> _Stated problem_
The data below should be restated word for word, with every picture omitted.

> _Supplied material_

▼

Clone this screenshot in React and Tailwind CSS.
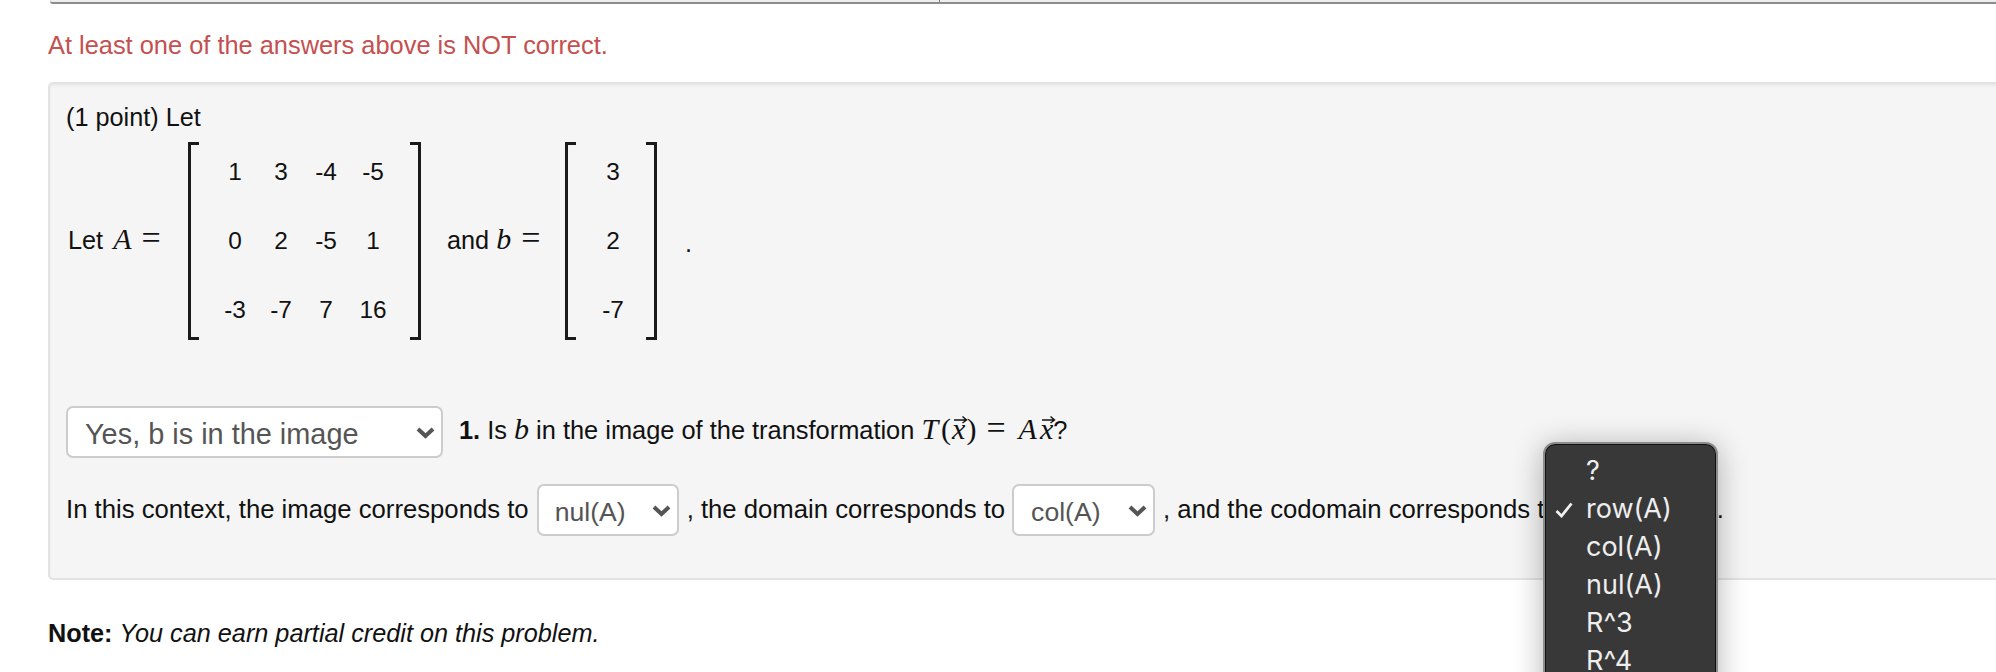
import React from "react";

function Chevron() {
  return (
    <svg width="19" height="13" viewBox="0 0 19 13" className="shrink-0">
      <path d="M2 3 L9.5 10 L17 3" fill="none" stroke="#555555" strokeWidth="4" />
    </svg>
  );
}

function Select({ label, width, big, shifted }) {
  return (
    <div
      className={
        shifted
          ? "-ml-[1px] flex h-[52px] shrink-0 items-center justify-between rounded-[7px] border-2 border-[#cccccc] bg-white pr-[6px] pl-[17px]"
          : "flex h-[52px] shrink-0 items-center justify-between rounded-[7px] border-2 border-[#cccccc] bg-white pr-[6px] pl-[16px]"
      }
      style={{ width }}
    >
      <span className={big ? "pl-[1px] pt-[4px] text-[28.9px] leading-[40px] text-[#555555]" : "pt-[4px] text-[26.6px] leading-[40px] text-[#555555]"}>
        {label}
      </span>
      <Chevron />
    </div>
  );
}

function Bracket({ side }) {
  return (
    <div
      className={
        side === "left"
          ? "h-[198px] w-[11px] shrink-0 border-y-[3px] border-l-[3px] border-[#1a1a1a]"
          : "h-[198px] w-[11px] shrink-0 border-y-[3px] border-r-[3px] border-[#1a1a1a]"
      }
    />
  );
}

function Cell({ children }) {
  return <div className="flex h-[38px] items-center justify-center text-[24.4px]">{children}</div>;
}

function Vec() {
  return (
    <span className="relative inline-block">
      <span className="italic">x</span>
      <svg width="15" height="9" viewBox="0 0 15 9" className="absolute left-[1px] top-[1px]">
        <path d="M1 5 H13 M9.5 1.5 L13.5 5 L9.5 8" fill="none" stroke="#111111" strokeWidth="1.4" />
      </svg>
    </span>
  );
}

function M({ children }) {
  return <span className="font-['Liberation_Serif',serif] text-[30px] leading-none italic">{children}</span>;
}

function Eq() {
  return <span className="mx-[10px] font-['Liberation_Serif',serif] text-[34px] leading-none">=</span>;
}

export default function App() {
  const matrix = ["1", "3", "-4", "-5", "0", "2", "-5", "1", "-3", "-7", "7", "16"];
  return (
    <div className="relative h-[672px] w-[1996px] overflow-hidden bg-white font-['Liberation_Sans',Arial,sans-serif] text-[25.25px] text-[#111111]">
      <div className="relative ml-[50px] h-[4px] rounded-bl-[3px] border-b-2 border-[#8c8c8c] bg-[#eeeeee]">
        <div className="absolute left-[889px] top-0 h-[2px] w-px bg-[#777777]" />
      </div>

      <p className="mt-[25px] ml-[48px] text-[25.4px] leading-[32px] text-[#c4504f]">
        At least one of the answers above is NOT correct.
      </p>

      <div className="mt-[21px] ml-[48px] h-[498px] w-[2000px] rounded-[5px] border-2 border-[#e3e3e3] bg-[#f5f5f5] pt-[17px] pl-[16px] shadow-[inset_0_2px_3px_rgba(0,0,0,0.05)]">
        <p className="leading-[32px]">(1 point) Let</p>

        <div className="mt-[9px] flex h-[198px] items-center">
          <span className="ml-[2px] w-[120px] shrink-0 whitespace-nowrap pb-[2px]">
            Let <span className="ml-[3px]"><M>A</M></span>
            <Eq />
          </span>
          <Bracket side="left" />
          <div className="grid w-[211px] grid-cols-[46px_46px_44px_50px] gap-y-[31px] pl-[13px]">
            {matrix.map((m, i) => (
              <Cell key={i}>{m}</Cell>
            ))}
          </div>
          <Bracket side="right" />
          <span className="ml-[26px] w-[118px] shrink-0 whitespace-nowrap pb-[2px]">
            and <M>b</M>
            <Eq />
          </span>
          <Bracket side="left" />
          <div className="grid w-[70px] grid-cols-1 gap-y-[31px] pl-[4px]">
            <Cell>3</Cell>
            <Cell>2</Cell>
            <Cell>-7</Cell>
          </div>
          <Bracket side="right" />
          <span className="ml-[28px] pt-[6px]">.</span>
        </div>

        <div className="mt-[66px] flex items-center gap-[16px]">
          <Select label="Yes, b is in the image" width="377px" big />
          <span className="whitespace-nowrap pb-[4px] text-[25.4px]">
            <b>1.</b> Is <M>b</M> in the image of the transformation <span className="pr-[3px]"><M>T</M></span>
            <span className="font-['Liberation_Serif',serif] text-[30px] leading-none">
              (<span className="px-[1px]"><Vec /></span>)
            </span>
            <Eq />
            <span className="ml-[3px] pr-[2px]"><M>A</M></span>
            <span className="pl-[1px] font-['Liberation_Serif',serif] text-[30px] leading-none">
              <Vec />
            </span>
            ?
          </span>
        </div>

        <div className="mt-[26px] flex items-center gap-[8px] whitespace-nowrap text-[25.7px]">
          <span className="pb-[2px]">In this context, the image corresponds to</span>
          <Select label="nul(A)" width="142px" />
          <span className="pb-[2px]">, the domain corresponds to</span>
          <Select label="col(A)" width="143px" shifted />
          <span className="pb-[2px]">, and the codomain corresponds to</span>
          <Select label="row(A)" width="142px" />
          <span className="pb-[2px]">.</span>
        </div>
      </div>

      <p className="mt-[37px] ml-[48px] leading-[32px]">
        <b>Note:</b> <i>You can earn partial credit on this problem.</i>
      </p>

      <div className="absolute left-[1543px] top-[442px] h-[270px] w-[175px] rounded-[12px] border-2 border-[#8c8c8c] bg-[#383838] pt-[8px] font-['Inter',sans-serif] text-[27px] text-[#eeeeee] shadow-[0_4px_30px_rgba(0,0,0,0.3),inset_0_0_0_1px_#111111]">
        {["?", "row(A)", "col(A)", "nul(A)", "R^3", "R^4", "R^5"].map((o) => (
          <div key={o} className="relative h-[38px] pl-[41px] leading-[38px]">
            {o === "row(A)" && (
              <svg width="18" height="16" viewBox="0 0 18 16" className="absolute left-[10px] top-[12px]">
                <path d="M1.5 9 L6.5 14 L16.5 1.5" fill="none" stroke="#f0f0f0" strokeWidth="2.8" />
              </svg>
            )}
            {o}
          </div>
        ))}
      </div>
    </div>
  );
}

▲

> _Task answer_
Clone this screenshot in React and Tailwind CSS.
import React from "react";

function Chevron() {
  return (
    <svg width="19" height="13" viewBox="0 0 19 13" className="shrink-0">
      <path d="M2 3 L9.5 10 L17 3" fill="none" stroke="#555555" strokeWidth="4" />
    </svg>
  );
}

function Select({ label, width, big, shifted }) {
  return (
    <div
      className={
        shifted
          ? "-ml-[1px] flex h-[52px] shrink-0 items-center justify-between rounded-[7px] border-2 border-[#cccccc] bg-white pr-[6px] pl-[17px]"
          : "flex h-[52px] shrink-0 items-center justify-between rounded-[7px] border-2 border-[#cccccc] bg-white pr-[6px] pl-[16px]"
      }
      style={{ width }}
    >
      <span className={big ? "pl-[1px] pt-[4px] text-[28.9px] leading-[40px] text-[#555555]" : "pt-[4px] text-[26.6px] leading-[40px] text-[#555555]"}>
        {label}
      </span>
      <Chevron />
    </div>
  );
}

function Bracket({ side }) {
  return (
    <div
      className={
        side === "left"
          ? "h-[198px] w-[11px] shrink-0 border-y-[3px] border-l-[3px] border-[#1a1a1a]"
          : "h-[198px] w-[11px] shrink-0 border-y-[3px] border-r-[3px] border-[#1a1a1a]"
      }
    />
  );
}

function Cell({ children }) {
  return <div className="flex h-[38px] items-center justify-center text-[24.4px]">{children}</div>;
}

function Vec() {
  return (
    <span className="relative inline-block">
      <span className="italic">x</span>
      <svg width="15" height="9" viewBox="0 0 15 9" className="absolute left-[1px] top-[1px]">
        <path d="M1 5 H13 M9.5 1.5 L13.5 5 L9.5 8" fill="none" stroke="#111111" strokeWidth="1.4" />
      </svg>
    </span>
  );
}

function M({ children }) {
  return <span className="font-['Liberation_Serif',serif] text-[30px] leading-none italic">{children}</span>;
}

function Eq() {
  return <span className="mx-[10px] font-['Liberation_Serif',serif] text-[34px] leading-none">=</span>;
}

export default function App() {
  const matrix = ["1", "3", "-4", "-5", "0", "2", "-5", "1", "-3", "-7", "7", "16"];
  return (
    <div className="relative h-[672px] w-[1996px] overflow-hidden bg-white font-['Liberation_Sans',Arial,sans-serif] text-[25.25px] text-[#111111]">
      <div className="relative ml-[50px] h-[4px] rounded-bl-[3px] border-b-2 border-[#8c8c8c] bg-[#eeeeee]">
        <div className="absolute left-[889px] top-0 h-[2px] w-px bg-[#777777]" />
      </div>

      <p className="mt-[25px] ml-[48px] text-[25.4px] leading-[32px] text-[#c4504f]">
        At least one of the answers above is NOT correct.
      </p>

      <div className="mt-[21px] ml-[48px] h-[498px] w-[2000px] rounded-[5px] border-2 border-[#e3e3e3] bg-[#f5f5f5] pt-[17px] pl-[16px] shadow-[inset_0_2px_3px_rgba(0,0,0,0.05)]">
        <p className="leading-[32px]">(1 point) Let</p>

        <div className="mt-[9px] flex h-[198px] items-center">
          <span className="ml-[2px] w-[120px] shrink-0 whitespace-nowrap pb-[2px]">
            Let <span className="ml-[3px]"><M>A</M></span>
            <Eq />
          </span>
          <Bracket side="left" />
          <div className="grid w-[211px] grid-cols-[46px_46px_44px_50px] gap-y-[31px] pl-[13px]">
            {matrix.map((m, i) => (
              <Cell key={i}>{m}</Cell>
            ))}
          </div>
          <Bracket side="right" />
          <span className="ml-[26px] w-[118px] shrink-0 whitespace-nowrap pb-[2px]">
            and <M>b</M>
            <Eq />
          </span>
          <Bracket side="left" />
          <div className="grid w-[70px] grid-cols-1 gap-y-[31px] pl-[4px]">
            <Cell>3</Cell>
            <Cell>2</Cell>
            <Cell>-7</Cell>
          </div>
          <Bracket side="right" />
          <span className="ml-[28px] pt-[6px]">.</span>
        </div>

        <div className="mt-[66px] flex items-center gap-[16px]">
          <Select label="Yes, b is in the image" width="377px" big />
          <span className="whitespace-nowrap pb-[4px] text-[25.4px]">
            <b>1.</b> Is <M>b</M> in the image of the transformation <span className="pr-[3px]"><M>T</M></span>
            <span className="font-['Liberation_Serif',serif] text-[30px] leading-none">
              (<span className="px-[1px]"><Vec /></span>)
            </span>
            <Eq />
            <span className="ml-[3px] pr-[2px]"><M>A</M></span>
            <span className="pl-[1px] font-['Liberation_Serif',serif] text-[30px] leading-none">
              <Vec />
            </span>
            ?
          </span>
        </div>

        <div className="mt-[26px] flex items-center gap-[8px] whitespace-nowrap text-[25.7px]">
          <span className="pb-[2px]">In this context, the image corresponds to</span>
          <Select label="nul(A)" width="142px" />
          <span className="pb-[2px]">, the domain corresponds to</span>
          <Select label="col(A)" width="143px" shifted />
          <span className="pb-[2px]">, and the codomain corresponds to</span>
          <Select label="row(A)" width="142px" />
          <span className="pb-[2px]">.</span>
        </div>
      </div>

      <p className="mt-[37px] ml-[48px] leading-[32px]">
        <b>Note:</b> <i>You can earn partial credit on this problem.</i>
      </p>

      <div className="absolute left-[1543px] top-[442px] h-[270px] w-[175px] rounded-[12px] border-2 border-[#8c8c8c] bg-[#383838] pt-[8px] font-['Inter',sans-serif] text-[27px] text-[#eeeeee] shadow-[0_4px_30px_rgba(0,0,0,0.3),inset_0_0_0_1px_#111111]">
        {["?", "row(A)", "col(A)", "nul(A)", "R^3", "R^4", "R^5"].map((o) => (
          <div key={o} className="relative h-[38px] pl-[41px] leading-[38px]">
            {o === "row(A)" && (
              <svg width="18" height="16" viewBox="0 0 18 16" className="absolute left-[10px] top-[12px]">
                <path d="M1.5 9 L6.5 14 L16.5 1.5" fill="none" stroke="#f0f0f0" strokeWidth="2.8" />
              </svg>
            )}
            {o}
          </div>
        ))}
      </div>
    </div>
  );
}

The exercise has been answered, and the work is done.